There are lots of potential awkward moments during sex. Strange noises, your period arriving unexpectedly, realising you’ve picked the wrong person to sleep with (half-way through). One of my biggest awkward moments happened when I put myself in a position that made my back feel uncomfortable. My sexual partner hastily got up and lost interest, despite me comfortably repositioning myself. In different ways, scoliosis has affected my sex life.
What exactly is scoliosis?
The condition basically means your spine twists and curves (to varying degrees depending on severity). According to NHS Inform, around three or four in every 1,000 children will need treatment.
As my curve was severe, I’ve had multiple surgeries . This involved titanium rods being screwed to my spine; my ribs were shaved down on one side to act as a bone graft.
Overcoming what it means to be ‘good’ in bed
While there’s no doubt the image of my spine has caused insecurity issues, scoliosis really affected my sex life by making me question my ability to perform sexually. Though I can exercise and live day-to-day with little regard for my condition, I’m aware that there’s a level of flexibility I’m unable to reach due to my spinal fusion surgery (attaching the rods to my spine).
Perhaps that’s why I delayed ever having sex for so long; sub-consciously aware I could encounter problems. My fears on sexual performance felt verified when I was with the person who instantly got up when I needed to adjust my back so slightly. I could sense how uneasy they felt about my curvature.
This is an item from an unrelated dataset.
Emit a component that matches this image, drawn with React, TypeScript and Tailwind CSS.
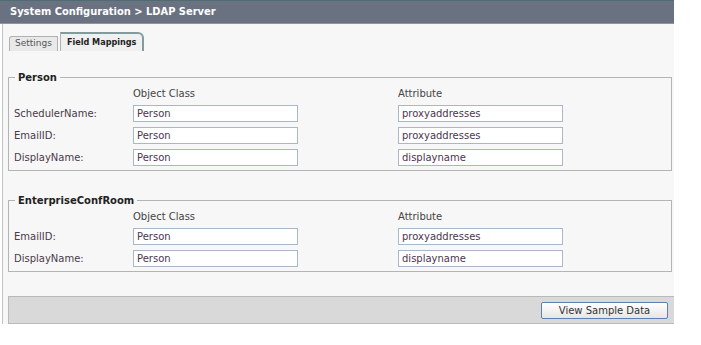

I’m now luckily in a relationship where I don’t have to worry about my boyfriend suddenly being put off by my back.
If you have a physical condition or a bedroom performance fear like mine, don’t worry, it’s less about ‘skills’ and more about confidence. The best lovers are the ones who aren’t afraid to communicate their desires, they’re not afraid to explore, and they’re eager to both satisfy and be satisfied. (Plus, they understand the need for foreplay). All these traits are mental obstacles that you can overcome with practice. I do have these guides if you’re interested:
Since working on these issues, I’ve come to believe I’m great in bed (not arrogant – it’s self-love!) because I’m happier in myself and I know there’s lots of ways to excite and be wild without breaking into the splits. If I’m in a position now where my back begins to ache, I’ll simply move on and try something different.
How do you get over insecurities during sex?
In 2019, NY Post reported on a survey that found ‘10 percent of women “never feel confident” about their body or ability during sex, compared to just 3 percent of men’. Oprah magazine noted how the percentage of women unhappy with their bodies more than doubled between 1972 and 1997.
Sexual imagery has increased over the past few decades, we’re bombarded with specific physical ideals – especially in porn. A friend of mine (let’s call her Liz) spoke to me about how she doesn’t see herself as a sexual woman because she feels too unattractive and flabby (her words). This put her off wanting to have sex – each time she took her clothes off in front of someone else, her hang-ups occupied her mind and made orgasms difficult.
The appearance of my back has affected my sex life due to increasing low self-image issues, but I’ve found ways to ways work with it.
Don’t make a big deal
You want someone to not care about something – well, don’t care about it either. If you don’t make a big thing out of your insecurities, chances are your partner won’t. And that will help you learn to accept yourself.
The more you associate sex with pleasure and fun, the less you’re going to worry about how you look physically. I recommend bringing props and toys into the bedroom that can help you divert your attention away from your body image.
Focus attention on your good bits
I’ve come to terms with how my back looks, but I know it’s not my best feature. At the beginning of my relationship, I made sure to wear outfits to bed that highlighted my favourite body parts. Gradually, I’ve become more comfortable in my skin and I’ve stopped worrying about how my back looks.
Maintain high standards in who you sleep with
The right sexual partner (whether it’s a girlfriend/boyfriend or a one-night stand) will respect you and your body. They’ll be keen to enjoy all of you – they’ll be focusing on how incredible you figure looks – how excited you make them feel. You cannot feel confident in bed if you’re dating someone who continually points out hot people on Instagram or someone who critiques your image.
Make a big deal out of it
On the flipside (but in the right way), they say the best way to overcome fear is to tackle it head on. If you’re feeling brave, put yourself in a position that purposely highlights the body part you’re most insecure about. Whether that’s going on top and showing off your boobs and stomach or doing reverse cowgirl and flaunting your butt. Find ways to associate your insecurities with positive sexual thoughts.
How scoliosis affected my sex life
Overall, my spinal curvature means I don’t have a ‘normal’ looking back, my waist is uneven and from my rib removal, one side of my waist can come together to look like excess skin. With that said, I do what I can to take care of my body. I’m a big advocate for sexual wellness and make my sexual pleasure an important priority. I remind myself daily that I’m my own body ideal and only I have the power to set new standards for myself.
If you’re feeling insecure (in the same way I felt about my scoliosis), realise that your biggest challenge is you. Stop worrying – we only have one sex life. Sometimes you have to just dive in and let yourself find freedom from self-doubt the moment it starts to niggle in your brain.